Yeah, it's good to hear this notion reinforced.  I had this suspicion that the packrat parser is not necessarily the best/fastest solution, mostly because of the large allocation that has to happen before you get O(n) performance.  Thus I figured that pegged might eventually use different parsing strategies underneath it all, possibly with a lot of special-casing and clever hand-tuned and profiled optimizations.  At least that's what makes sense to me.
July 07, 2012
On Saturday, 7 July 2012 at 16:56:06 UTC, Chad J wrote:
> Yeah, it's good to hear this notion reinforced.  I had this suspicion that the packrat parser is not necessarily the best/fastest solution, mostly because of the large allocation that has to happen before you get O(n) performance.  Thus I figured that pegged might eventually use different parsing strategies underneath it all, possibly with a lot of special-casing and clever hand-tuned and profiled optimizations.  At least that's what makes sense to me.

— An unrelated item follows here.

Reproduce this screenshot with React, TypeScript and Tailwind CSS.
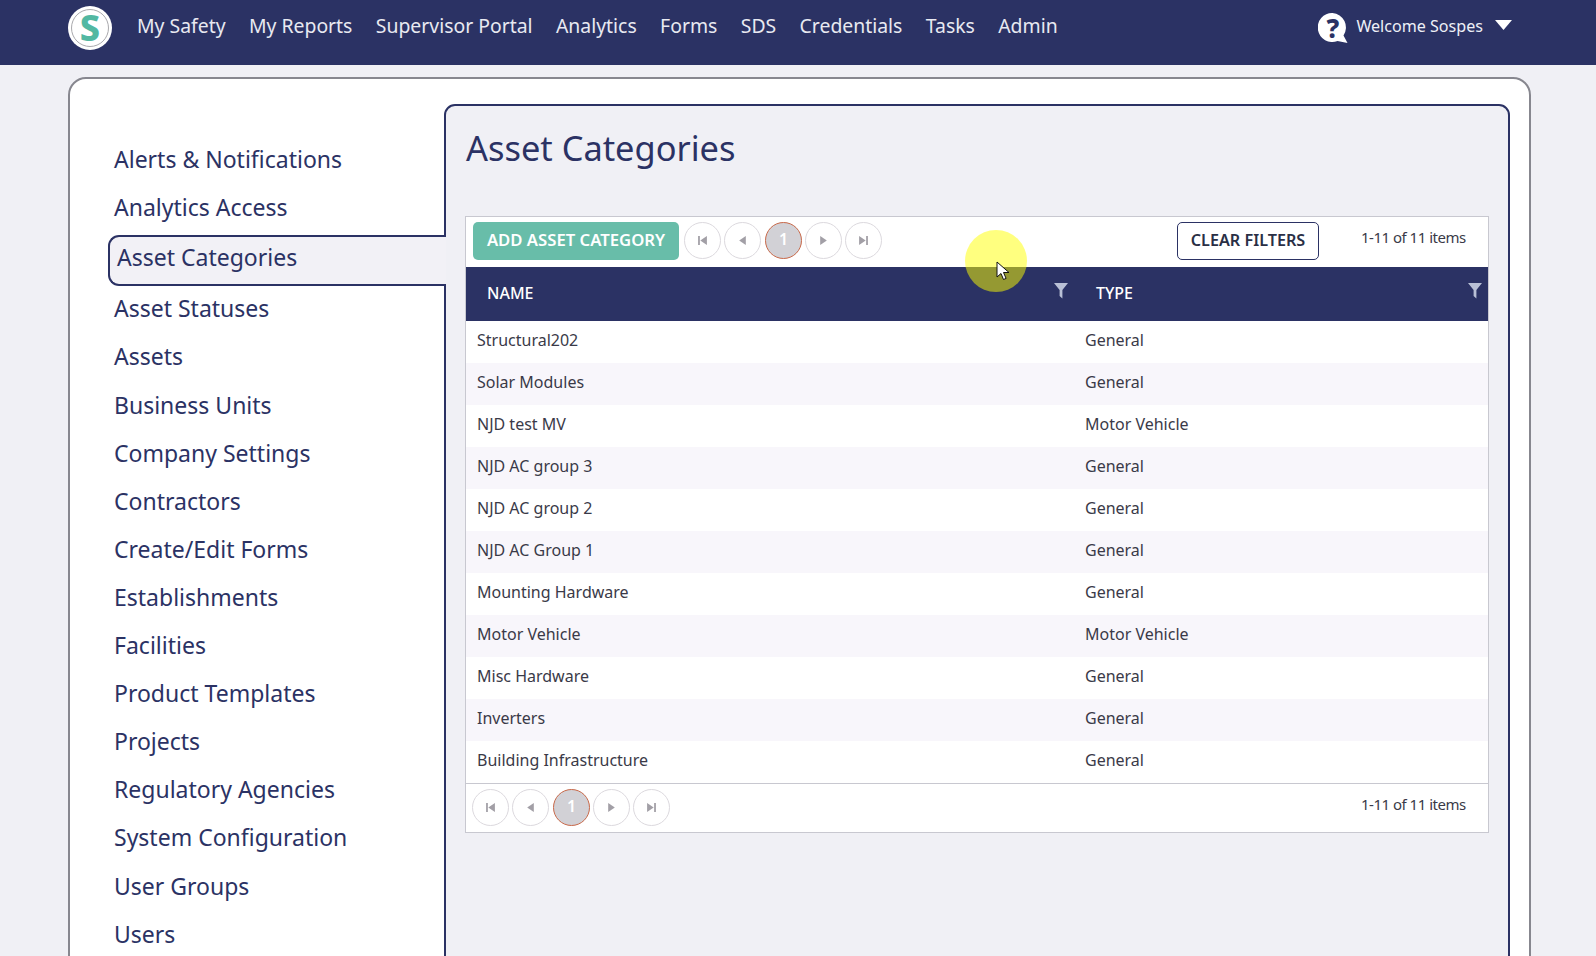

At the very least, we could use DFA instead of backtracking where possible. This is the approach implemented in ANTLR, but I wanted to introduce them before I knew about existence of the latter, simply because this would likely produce the fastest parsers possible.
July 07, 2012
On Saturday, July 07, 2012 18:37:54 Roman D. Boiko wrote:
> On Saturday, 7 July 2012 at 16:27:00 UTC, Philippe Sigaud wrote:
> > I added dstrings because
> > 
> > 1- at the time (a few months ago), the lists here were awash in
> > UTF-32
> > discussions and I thought that'd be the way to go anyway
> > 2- other D parsing libraries seemed to go to UTF32 also (CTPG)
> > 3- I wanted to be able to parse mathematical notation like
> > nabla,
> > derivatives, etc. which all have UTF32 symbols.
> 
> I propose to switch code to use S if(isSomeString!S) everywhere. Client code would first determine source encoding scheme, and then instantiate parsers specifying a string type. This is not a trivial change, but I'm willing to help implementing it.

I don't know about this particular case, because I haven't really looked at pegged, but in general, string parsing stuff should be taking ranges of dchar and then specializing on string type where appropriate for efficiency.

- Jonathan M Davis